Front-end source files
***
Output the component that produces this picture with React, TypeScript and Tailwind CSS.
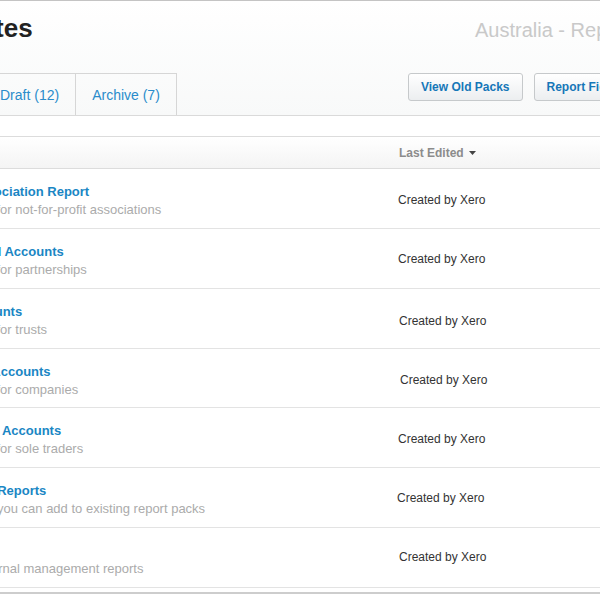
import React from 'react';

interface TemplateRow {
  title: string;
  titleOffset: string;
  description: string;
  descOffset: string;
  height: string;
  createdPos: string;
}

const rows: TemplateRow[] = [
  {
    title: 'Association Report',
    titleOffset: 'ml-[-30px]',
    description: 'for not-for-profit associations',
    descOffset: 'ml-[-3.5px]',
    height: 'h-[60px]',
    createdPos: 'ml-0 pt-[23px]',
  },
  {
    title: 'Financial Accounts',
    titleOffset: 'ml-[-55px]',
    description: 'for partnerships',
    descOffset: 'ml-[-3.5px]',
    height: 'h-[60px]',
    createdPos: 'ml-0 pt-[22px]',
  },
  {
    title: 'Trust Accounts',
    titleOffset: 'ml-[-72px]',
    description: 'for trusts',
    descOffset: 'ml-[-3.5px]',
    height: 'h-[60px]',
    createdPos: 'ml-[1px] pt-[24px]',
  },
  {
    title: 'Company Accounts',
    titleOffset: 'ml-[-71px]',
    description: 'for companies',
    descOffset: 'ml-[-3.5px]',
    height: 'h-[59px]',
    createdPos: 'ml-[2px] pt-[23px]',
  },
  {
    title: 'Sole Trader Accounts',
    titleOffset: 'ml-[-72px]',
    description: 'for sole traders',
    descOffset: 'ml-[-3.5px]',
    height: 'h-[60px]',
    createdPos: 'ml-0 pt-[23px]',
  },
  {
    title: 'Additional Reports',
    titleOffset: 'ml-[-70px]',
    description: 'you can add to existing report packs',
    descOffset: 'ml-[-3px]',
    height: 'h-[60px]',
    createdPos: 'ml-[-1px] pt-[22px]',
  },
  {
    title: 'Standard',
    titleOffset: 'ml-[-72px]',
    description: 'Internal management reports',
    descOffset: 'ml-[-23.5px]',
    height: 'h-[60px]',
    createdPos: 'ml-[1px] pt-[21px]',
  },
];

function SortArrow() {
  return (
    <svg width="7" height="4" viewBox="0 0 7 4" className="ml-[5px] mt-[1px]">
      <path d="M0 0h7L3.5 4z" fill="#444" />
    </svg>
  );
}

export default function App() {
  return (
    <div className="w-[600px] h-[594px] overflow-hidden bg-white font-['Liberation_Sans',Arial,sans-serif]">
      {/* page header */}
      <div className="border-t border-b border-t-[#c4c4c4] border-b-[#dadada] bg-gradient-to-b from-white to-[#f8f9f9] pt-[12px]">
        <div className="flex items-start justify-between">
          <h1 className="ml-[-94px] whitespace-nowrap text-[26px] leading-[30px] font-bold text-[#222]">
            Templates
          </h1>
          <div className="w-[125px] shrink-0 mt-[5px] whitespace-nowrap text-[20px] leading-6 text-[#c9c9c9]">
            Australia - Report Packs
          </div>
        </div>

        <div className="mt-[30px] flex items-start justify-between">
          <div className="ml-[-17px] flex">
            <div className="h-[42px] border-t border-l border-[#d6d6d6] px-4 text-[14px] leading-[42px] whitespace-nowrap text-[#2a8ccb]">
              Draft (12)
            </div>
            <div className="h-[42px] border-t border-x border-[#d6d6d6] px-4 text-[14px] leading-[42px] whitespace-nowrap text-[#2a8ccb]">
              Archive (7)
            </div>
          </div>
          <div className="w-[192px] shrink-0 flex gap-[11px] whitespace-nowrap">
            <button className="h-[28px] shrink-0 rounded-[3px] border border-[#c6c9cb] bg-gradient-to-b from-white to-[#eceef0] px-3 text-[12px] font-bold text-[#1677b8]">
              View Old Packs
            </button>
            <button className="h-[28px] shrink-0 rounded-[3px] border border-[#c6c9cb] bg-gradient-to-b from-white to-[#eceef0] px-3 text-[12px] font-bold text-[#1677b8]">
              Report Fields
            </button>
          </div>
        </div>
      </div>

      {/* table header */}
      <div className="mt-[20px] flex h-[33px] items-center border-y border-[#dcdcdc] bg-gradient-to-b from-white to-[#f4f4f4]">
        <div className="w-[399px] shrink-0" />
        <div className="flex items-center text-[12px] font-bold text-[#8c8c8c]">
          Last Edited
          <SortArrow />
        </div>
      </div>

      {/* template rows */}
      {rows.map((row) => (
        <div key={row.title} className={`flex border-b border-[#e3e3e3] ${row.height}`}>
          <div className="w-[398px] shrink-0 pt-[14px]">
            <div className={`whitespace-nowrap text-[13px] leading-[18px] font-bold text-[#1a86c4] ${row.titleOffset}`}>
              {row.title}
            </div>
            <div className={`whitespace-nowrap text-[13px] leading-[18px] text-[#ababab] ${row.descOffset}`}>
              {row.description}
            </div>
          </div>
          <div className={`whitespace-nowrap text-[12px] leading-4 text-[#333] ${row.createdPos}`}>
            Created by Xero
          </div>
        </div>
      ))}
      <div className="mt-[4px] border-t-2 border-[#cdcdcd]" />
    </div>
  );
}
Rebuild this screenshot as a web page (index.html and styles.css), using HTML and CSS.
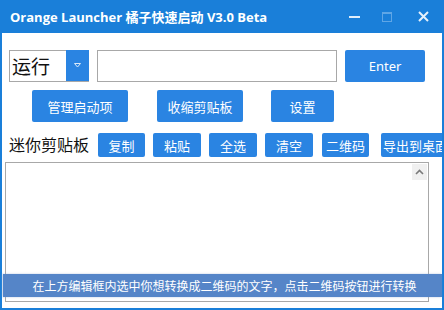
FILE: index.html
```html
<!DOCTYPE html>
<html>
<head>
<meta charset="utf-8">
<link rel="stylesheet" href="styles.css">
</head>
<body>
<div class="window">
  <div class="titlebar">
    <div class="title">Orange Launcher 橘子快速启动 V3.0 Beta</div>
    <div class="controls">
      <span class="ctl min"><svg width="11" height="11" viewBox="0 0 11 11"><rect x="0" y="5" width="11" height="2" fill="#dfeefb"/></svg></span>
      <span class="ctl max"><svg width="10" height="10" viewBox="0 0 10 10"><rect x="0.5" y="0.5" width="9" height="9" fill="none" stroke="#5fa6e6" stroke-width="1"/><rect x="0.5" y="0.5" width="9" height="1.5" fill="#5fa6e6"/></svg></span>
      <span class="ctl close"><svg width="11" height="11" viewBox="0 0 11 11"><path d="M1 1L10 10M10 1L1 10" stroke="#e6f1fb" stroke-width="2"/></svg></span>
    </div>
  </div>
  <div class="body">
    <div class="row row1">
      <div class="combo">
        <span class="combo-text">运行</span>
        <span class="combo-btn"><svg width="7" height="5" viewBox="0 0 7 5"><path d="M0.5 0.5L3.5 4L6.5 0.5Z" fill="none" stroke="#dbe9f8" stroke-width="1"/></svg></span>
      </div>
      <div class="input"></div>
      <button class="btn enter">Enter</button>
    </div>
    <div class="row row2">
      <button class="btn b-manage">管理启动项</button>
      <button class="btn b-shrink">收缩剪贴板</button>
      <button class="btn b-set">设置</button>
    </div>
    <div class="row row3">
      <span class="label">迷你剪贴板</span>
      <button class="sbtn s1">复制</button>
      <button class="sbtn s2">粘贴</button>
      <button class="sbtn s3">全选</button>
      <button class="sbtn s4">清空</button>
      <button class="sbtn s5">二维码</button>
      <button class="sbtn s6">导出到桌面</button>
    </div>
    <div class="area">
      <div class="scroll">
        <span class="arrow"><svg width="9" height="6" viewBox="0 0 9 6"><path d="M1 5L4.5 1.5L8 5" fill="none" stroke="#7a7a7a" stroke-width="1.6"/></svg></span>
      </div>
    </div>
  </div>
  <div class="tip">在上方编辑框内选中你想转换成二维码的文字，点击二维码按钮进行转换</div>
</div>
</body>
</html>
```
FILE: styles.css
```css
* { box-sizing: border-box; }
html, body { margin: 0; padding: 0; }
body {
  width: 444px; height: 310px; overflow: hidden;
  font-family: "Noto Sans CJK SC", "Noto Sans", sans-serif;
  background: #fff;
}
.window {
  position: relative;
  width: 444px; height: 310px;
  background: #1a7fd9;
  padding: 0 2px 2px 2px;
  display: flex; flex-direction: column;
}
.titlebar {
  height: 33px;
  display: flex; align-items: center;
  margin: 0 -2px;
  padding-left: 10px;
}
.title {
  color: #fff; font-weight: bold;
  font-family: "Open Sans", "Noto Sans CJK SC", sans-serif;
  font-size: 13px; letter-spacing: 0;
  flex: 1; padding-bottom: 1px;
}
.controls { display: flex; align-items: center; }
.ctl { display: flex; align-items: center; justify-content: center; }
.ctl.min { width: 11px; margin-right: 22px; }
.ctl.max { width: 10px; margin-right: 26px; }
.ctl.close { width: 11px; margin-right: 15px; }
.body {
  flex: 1; background: #fff;
  position: relative;
  overflow: hidden;
  padding-top: 17px;
}
.row { display: flex; align-items: center; }
.row1 { height: 32px; padding-left: 7px; }
.combo {
  width: 80px; height: 32px;
  border: 1px solid #a8a8a8; border-right: none;
  display: flex; background: #fff;
}
.combo-text {
  flex: 1; font-size: 19px; line-height: 30px; color: #111; padding-left: 2px;
}
.combo-btn {
  width: 23px; height: 31px; margin-top: -1px;
  background: #2a84e2; display: flex; align-items: center; justify-content: center;
}
.input {
  width: 240px; height: 32px; margin-left: 8px;
  border: 1px solid #a8a8a8;
}
.btn {
  border: none; border-radius: 2px;
  background: #2a84e2; color: #fff;
  font-family: "Noto Sans CJK SC", sans-serif;
  font-size: 13px; height: 32px; padding: 0;
}
.enter { width: 80px; margin-left: 8px; font-family: "Noto Sans", sans-serif; font-size: 13px; }
.row2 { height: 32px; margin-top: 8px; }
.b-manage { width: 96px; margin-left: 30px; }
.b-shrink { width: 86px; margin-left: 29px; }
.b-set { width: 63px; margin-left: 28px; }
.row3 { height: 24px; margin-top: 11px; padding-left: 7px; flex-wrap: nowrap; white-space: nowrap; }
.label { font-size: 16px; color: #111; width: 89px; flex: none; line-height: 24px; margin-top: -2px; }
.sbtn {
  border: none; border-radius: 2px;
  background: #2a84e2; color: #fff;
  font-family: "Noto Sans CJK SC", sans-serif;
  font-size: 13px; height: 24px; padding: 0; flex: none;
}
.s1 { width: 47px; }
.s2 { width: 48px; margin-left: 8px; }
.s3 { width: 48px; margin-left: 8px; }
.s4 { width: 48px; margin-left: 8px; }
.s5 { width: 47px; margin-left: 9px; }
.s6 { width: 66px; margin-left: 12px; text-align: left; padding-left: 2px; }
.area {
  position: relative;
  margin: 5px 0 0 3px;
  width: 424px; height: 140px;
  border: 1px solid #a8a8a8;
}
.scroll {
  position: absolute; right: 0; top: 0; bottom: 0; width: 16px;
}
.arrow {
  margin: 1px 0 0 0;
  width: 15px; height: 16px; background: #f0f0f0;
  display: flex; align-items: center; justify-content: center;
}
.tip {
  position: absolute; left: 3px; top: 274px;
  width: 439px; height: 23px;
  background: #5585c8; color: #fff;
  font-size: 12px; line-height: 23px;
  text-align: center;
  padding-left: 4px;
  box-shadow: -1px 0 2px rgba(120,150,200,0.5);
}
```
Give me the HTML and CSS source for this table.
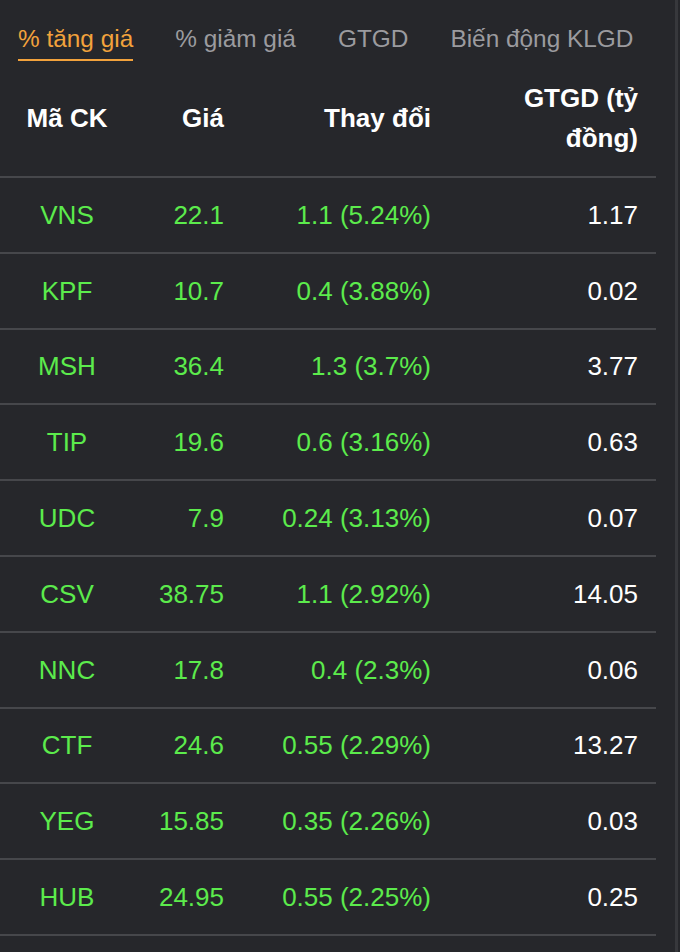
FILE: index.html
```html
<!DOCTYPE html>
<html lang="vi">
<head>
<meta charset="utf-8">
<title>Top cổ phiếu</title>
<link rel="stylesheet" href="styles.css">
</head>
<body>
<div class="page">
  <nav class="tabs">
    <span class="tab active">% tăng giá</span>
    <span class="tab">% giảm giá</span>
    <span class="tab">GTGD</span>
    <span class="tab">Biến động KLGD</span>
  </nav>
  <div class="table">
    <div class="row head">
      <div class="cell c1">Mã CK</div>
      <div class="cell">Giá</div>
      <div class="cell">Thay đổi</div>
      <div class="cell">GTGD (tỷ đồng)</div>
    </div>
    <div class="row"><div class="cell c1 up">VNS</div><div class="cell up">22.1</div><div class="cell up">1.1 (5.24%)</div><div class="cell val">1.17</div></div>
    <div class="row"><div class="cell c1 up">KPF</div><div class="cell up">10.7</div><div class="cell up">0.4 (3.88%)</div><div class="cell val">0.02</div></div>
    <div class="row"><div class="cell c1 up">MSH</div><div class="cell up">36.4</div><div class="cell up">1.3 (3.7%)</div><div class="cell val">3.77</div></div>
    <div class="row"><div class="cell c1 up">TIP</div><div class="cell up">19.6</div><div class="cell up">0.6 (3.16%)</div><div class="cell val">0.63</div></div>
    <div class="row"><div class="cell c1 up">UDC</div><div class="cell up">7.9</div><div class="cell up">0.24 (3.13%)</div><div class="cell val">0.07</div></div>
    <div class="row"><div class="cell c1 up">CSV</div><div class="cell up">38.75</div><div class="cell up">1.1 (2.92%)</div><div class="cell val">14.05</div></div>
    <div class="row"><div class="cell c1 up">NNC</div><div class="cell up">17.8</div><div class="cell up">0.4 (2.3%)</div><div class="cell val">0.06</div></div>
    <div class="row"><div class="cell c1 up">CTF</div><div class="cell up">24.6</div><div class="cell up">0.55 (2.29%)</div><div class="cell val">13.27</div></div>
    <div class="row"><div class="cell c1 up">YEG</div><div class="cell up">15.85</div><div class="cell up">0.35 (2.26%)</div><div class="cell val">0.03</div></div>
    <div class="row"><div class="cell c1 up">HUB</div><div class="cell up">24.95</div><div class="cell up">0.55 (2.25%)</div><div class="cell val">0.25</div></div>
  </div>
</div>
</body>
</html>
```
FILE: styles.css
```css
html, body {
  margin: 0;
  padding: 0;
  background: #26272b;
}
body {
  font-family: "Liberation Sans", Arial, Helvetica, sans-serif;
  color: #ffffff;
}
.page {
  width: 675px;
  height: 952px;
  border-right: 3px solid #37383c;
  overflow: hidden;
}
.tabs {
  display: flex;
  gap: 42px;
  padding: 25px 0 0 18px;
}
.tab {
  font-size: 24.4px;
  line-height: 28px;
  color: #9b9b9f;
  padding-bottom: 6px;
  border-bottom: 2px solid transparent;
  white-space: nowrap;
}
.tab.active {
  color: #f2a23c;
  border-bottom-color: #f2a23c;
}
.table {
  width: 656px;
  margin-top: 0;
}
.row {
  display: grid;
  grid-template-columns: 134px 108px 207px 207px;
  align-items: center;
  height: 73.8px;
  border-bottom: 2px solid #46474b;
  font-size: 26px;
  line-height: 30px;
}
.row.head {
  height: auto;
  padding: 17px 0 18px;
  font-weight: bold;
  line-height: 40px;
}
.cell {
  text-align: right;
  padding: 0 18px;
  white-space: normal;
}
.cell.c1 {
  text-align: center;
  padding: 0;
}
.up {
  color: #5ceb4c;
}
.val {
  color: #ffffff;
}
```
***
WORK TO COMPLETE — Scan the data above and copy every line with "page" in it.

FULL ANSWER —
      {/* page header */}
Rebuild this screenshot as a web page (index.html and styles.css), using HTML and CSS.
<div class="page">
.page {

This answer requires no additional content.